DIRECTIONS: Produce nothing but an exact copy of the lines from the one containing "Reproduce this screenshot" through the one containing "const STEP = 13.37;", and do not carry over pictures.

AVAILABLE RECORDS:
▽

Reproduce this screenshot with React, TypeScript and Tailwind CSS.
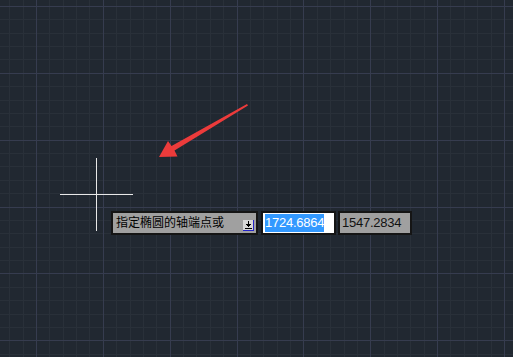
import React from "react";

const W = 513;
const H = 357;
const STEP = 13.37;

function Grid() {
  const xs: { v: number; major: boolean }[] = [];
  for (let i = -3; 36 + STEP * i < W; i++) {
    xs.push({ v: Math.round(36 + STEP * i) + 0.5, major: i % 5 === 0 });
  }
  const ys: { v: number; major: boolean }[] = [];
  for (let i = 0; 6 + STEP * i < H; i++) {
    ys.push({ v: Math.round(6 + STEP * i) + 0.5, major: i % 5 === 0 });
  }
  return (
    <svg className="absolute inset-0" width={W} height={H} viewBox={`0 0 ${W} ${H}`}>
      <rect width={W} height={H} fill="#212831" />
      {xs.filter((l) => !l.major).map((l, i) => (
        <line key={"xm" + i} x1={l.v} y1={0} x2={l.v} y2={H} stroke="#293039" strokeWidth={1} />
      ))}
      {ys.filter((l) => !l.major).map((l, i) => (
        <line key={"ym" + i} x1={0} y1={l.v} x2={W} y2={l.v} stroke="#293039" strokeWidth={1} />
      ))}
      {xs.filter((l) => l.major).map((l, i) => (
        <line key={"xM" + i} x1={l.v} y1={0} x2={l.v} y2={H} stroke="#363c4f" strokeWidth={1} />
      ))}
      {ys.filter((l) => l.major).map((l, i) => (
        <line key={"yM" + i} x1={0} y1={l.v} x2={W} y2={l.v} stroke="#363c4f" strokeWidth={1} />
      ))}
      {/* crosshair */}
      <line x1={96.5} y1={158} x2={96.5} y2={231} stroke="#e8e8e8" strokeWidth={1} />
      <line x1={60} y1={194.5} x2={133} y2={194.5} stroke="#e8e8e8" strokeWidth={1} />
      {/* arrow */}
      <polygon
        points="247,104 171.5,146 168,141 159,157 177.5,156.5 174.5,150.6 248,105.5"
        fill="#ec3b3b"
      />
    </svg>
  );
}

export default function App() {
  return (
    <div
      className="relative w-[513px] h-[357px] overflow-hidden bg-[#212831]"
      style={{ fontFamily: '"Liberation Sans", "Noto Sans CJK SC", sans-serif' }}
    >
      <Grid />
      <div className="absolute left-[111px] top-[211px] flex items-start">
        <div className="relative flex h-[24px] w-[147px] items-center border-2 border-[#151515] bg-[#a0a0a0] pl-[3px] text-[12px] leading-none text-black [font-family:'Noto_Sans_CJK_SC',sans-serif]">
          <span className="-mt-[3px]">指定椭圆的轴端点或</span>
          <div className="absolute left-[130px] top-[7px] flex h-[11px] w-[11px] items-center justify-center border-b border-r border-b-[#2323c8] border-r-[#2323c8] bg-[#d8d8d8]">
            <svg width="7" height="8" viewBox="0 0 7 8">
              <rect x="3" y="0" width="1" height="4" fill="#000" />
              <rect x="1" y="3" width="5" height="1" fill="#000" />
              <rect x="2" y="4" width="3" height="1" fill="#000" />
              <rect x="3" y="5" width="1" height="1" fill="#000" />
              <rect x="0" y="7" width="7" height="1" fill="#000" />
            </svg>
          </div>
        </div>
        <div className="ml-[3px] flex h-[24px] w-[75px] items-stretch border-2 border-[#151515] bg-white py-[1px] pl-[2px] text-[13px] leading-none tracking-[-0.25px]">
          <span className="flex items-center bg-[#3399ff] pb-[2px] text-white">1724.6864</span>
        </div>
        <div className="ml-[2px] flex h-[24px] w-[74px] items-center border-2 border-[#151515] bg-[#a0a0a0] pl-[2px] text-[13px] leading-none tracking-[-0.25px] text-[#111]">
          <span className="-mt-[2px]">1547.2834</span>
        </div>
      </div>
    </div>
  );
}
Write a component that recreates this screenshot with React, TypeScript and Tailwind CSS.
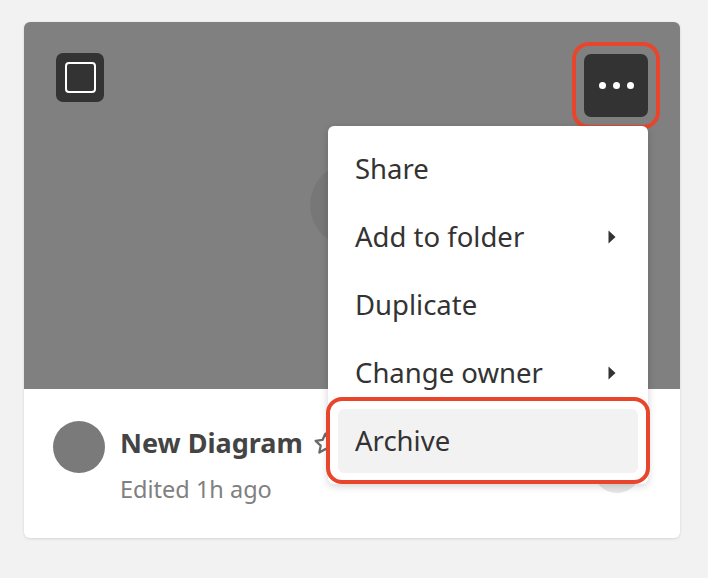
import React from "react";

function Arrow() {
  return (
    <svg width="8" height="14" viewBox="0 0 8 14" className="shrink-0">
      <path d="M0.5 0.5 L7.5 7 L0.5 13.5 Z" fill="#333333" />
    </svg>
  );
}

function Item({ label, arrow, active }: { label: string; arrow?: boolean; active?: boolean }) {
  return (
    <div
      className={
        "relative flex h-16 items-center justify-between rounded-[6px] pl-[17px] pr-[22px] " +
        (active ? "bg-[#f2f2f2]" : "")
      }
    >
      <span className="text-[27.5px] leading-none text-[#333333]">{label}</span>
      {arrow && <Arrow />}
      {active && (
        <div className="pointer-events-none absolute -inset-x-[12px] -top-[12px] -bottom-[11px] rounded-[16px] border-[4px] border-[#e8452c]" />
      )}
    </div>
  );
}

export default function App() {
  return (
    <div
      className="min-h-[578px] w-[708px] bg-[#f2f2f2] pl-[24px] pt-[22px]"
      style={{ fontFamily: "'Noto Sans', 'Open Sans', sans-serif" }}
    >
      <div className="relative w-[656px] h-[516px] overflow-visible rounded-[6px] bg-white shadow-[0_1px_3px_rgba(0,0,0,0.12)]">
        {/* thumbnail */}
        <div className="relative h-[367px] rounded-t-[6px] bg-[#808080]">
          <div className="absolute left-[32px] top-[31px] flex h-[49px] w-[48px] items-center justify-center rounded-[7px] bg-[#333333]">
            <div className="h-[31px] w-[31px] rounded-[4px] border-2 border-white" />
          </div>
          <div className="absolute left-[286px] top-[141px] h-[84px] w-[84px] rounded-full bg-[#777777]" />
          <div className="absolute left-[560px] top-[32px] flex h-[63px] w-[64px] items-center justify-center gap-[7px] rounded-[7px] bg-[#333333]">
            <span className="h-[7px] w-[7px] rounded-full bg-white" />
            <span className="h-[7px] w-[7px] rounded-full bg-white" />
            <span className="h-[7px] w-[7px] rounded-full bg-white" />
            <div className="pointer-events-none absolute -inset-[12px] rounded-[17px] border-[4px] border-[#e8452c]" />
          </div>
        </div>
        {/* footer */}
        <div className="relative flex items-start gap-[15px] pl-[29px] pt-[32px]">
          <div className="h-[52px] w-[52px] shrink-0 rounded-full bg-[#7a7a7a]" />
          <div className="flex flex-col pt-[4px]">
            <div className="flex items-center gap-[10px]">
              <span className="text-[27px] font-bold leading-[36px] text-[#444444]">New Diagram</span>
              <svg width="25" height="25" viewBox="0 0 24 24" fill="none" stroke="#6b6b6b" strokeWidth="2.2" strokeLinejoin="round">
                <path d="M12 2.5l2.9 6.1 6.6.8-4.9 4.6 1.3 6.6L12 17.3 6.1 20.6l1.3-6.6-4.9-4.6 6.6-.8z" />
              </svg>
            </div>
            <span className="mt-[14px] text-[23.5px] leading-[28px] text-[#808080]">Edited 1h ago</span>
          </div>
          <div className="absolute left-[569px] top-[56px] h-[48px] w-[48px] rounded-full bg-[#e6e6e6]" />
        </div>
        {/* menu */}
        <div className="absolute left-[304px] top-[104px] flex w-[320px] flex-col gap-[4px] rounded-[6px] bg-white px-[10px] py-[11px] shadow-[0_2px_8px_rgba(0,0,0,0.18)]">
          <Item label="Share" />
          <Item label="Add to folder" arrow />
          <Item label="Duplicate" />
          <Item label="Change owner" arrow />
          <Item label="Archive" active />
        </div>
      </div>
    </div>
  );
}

△
▽

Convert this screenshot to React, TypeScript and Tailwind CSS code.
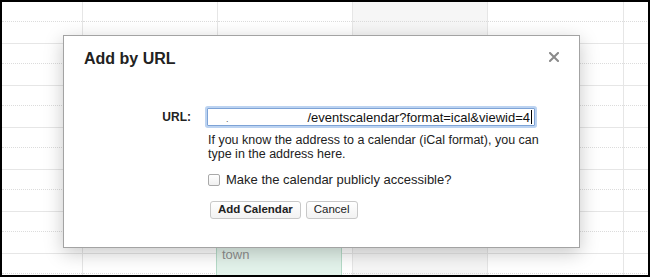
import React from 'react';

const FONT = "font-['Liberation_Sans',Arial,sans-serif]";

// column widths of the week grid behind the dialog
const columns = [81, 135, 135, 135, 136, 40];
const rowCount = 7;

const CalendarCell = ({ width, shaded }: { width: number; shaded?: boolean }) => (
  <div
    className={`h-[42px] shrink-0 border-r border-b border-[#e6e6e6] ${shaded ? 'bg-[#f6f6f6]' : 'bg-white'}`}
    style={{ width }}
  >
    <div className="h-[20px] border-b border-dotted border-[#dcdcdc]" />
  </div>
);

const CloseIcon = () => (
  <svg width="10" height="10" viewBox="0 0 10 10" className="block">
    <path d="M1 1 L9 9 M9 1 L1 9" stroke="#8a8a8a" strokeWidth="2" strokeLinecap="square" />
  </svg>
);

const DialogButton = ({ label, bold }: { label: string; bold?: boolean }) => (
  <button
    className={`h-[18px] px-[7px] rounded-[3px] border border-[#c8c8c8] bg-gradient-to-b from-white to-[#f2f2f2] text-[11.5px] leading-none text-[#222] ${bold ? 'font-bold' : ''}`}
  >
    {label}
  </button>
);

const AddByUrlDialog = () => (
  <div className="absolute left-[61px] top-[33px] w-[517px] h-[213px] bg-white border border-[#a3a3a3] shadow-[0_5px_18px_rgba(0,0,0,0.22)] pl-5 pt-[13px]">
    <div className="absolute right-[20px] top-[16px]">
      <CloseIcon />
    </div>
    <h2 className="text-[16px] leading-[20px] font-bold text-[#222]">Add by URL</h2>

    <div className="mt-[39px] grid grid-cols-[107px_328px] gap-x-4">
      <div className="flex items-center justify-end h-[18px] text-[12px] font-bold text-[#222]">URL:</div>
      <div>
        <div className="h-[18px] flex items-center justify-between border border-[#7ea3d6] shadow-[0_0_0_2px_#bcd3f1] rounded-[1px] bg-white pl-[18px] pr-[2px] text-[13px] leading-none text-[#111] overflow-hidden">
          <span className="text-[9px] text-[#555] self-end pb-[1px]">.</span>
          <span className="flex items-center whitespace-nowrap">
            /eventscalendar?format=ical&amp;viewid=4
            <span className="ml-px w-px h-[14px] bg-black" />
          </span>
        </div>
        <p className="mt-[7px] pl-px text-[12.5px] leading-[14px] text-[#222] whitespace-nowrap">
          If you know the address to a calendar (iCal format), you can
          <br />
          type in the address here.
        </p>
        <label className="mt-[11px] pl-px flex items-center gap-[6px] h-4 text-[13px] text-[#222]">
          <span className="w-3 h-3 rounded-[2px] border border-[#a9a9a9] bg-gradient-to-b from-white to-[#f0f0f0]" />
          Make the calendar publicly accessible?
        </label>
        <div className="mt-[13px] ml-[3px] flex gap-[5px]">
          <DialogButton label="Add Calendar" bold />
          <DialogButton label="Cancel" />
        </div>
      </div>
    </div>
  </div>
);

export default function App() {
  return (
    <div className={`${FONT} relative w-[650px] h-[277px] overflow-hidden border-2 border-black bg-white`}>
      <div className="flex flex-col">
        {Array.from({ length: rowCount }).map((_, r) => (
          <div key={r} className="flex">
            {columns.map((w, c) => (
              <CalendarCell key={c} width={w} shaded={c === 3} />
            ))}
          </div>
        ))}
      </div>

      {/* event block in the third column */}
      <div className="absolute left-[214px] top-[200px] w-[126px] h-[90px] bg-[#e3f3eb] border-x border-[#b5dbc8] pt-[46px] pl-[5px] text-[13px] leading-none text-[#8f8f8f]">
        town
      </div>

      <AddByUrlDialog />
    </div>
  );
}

△

TASK RESPONSE:
Reproduce this screenshot with React, TypeScript and Tailwind CSS.
import React from "react";

const W = 513;
const H = 357;
const STEP = 13.37;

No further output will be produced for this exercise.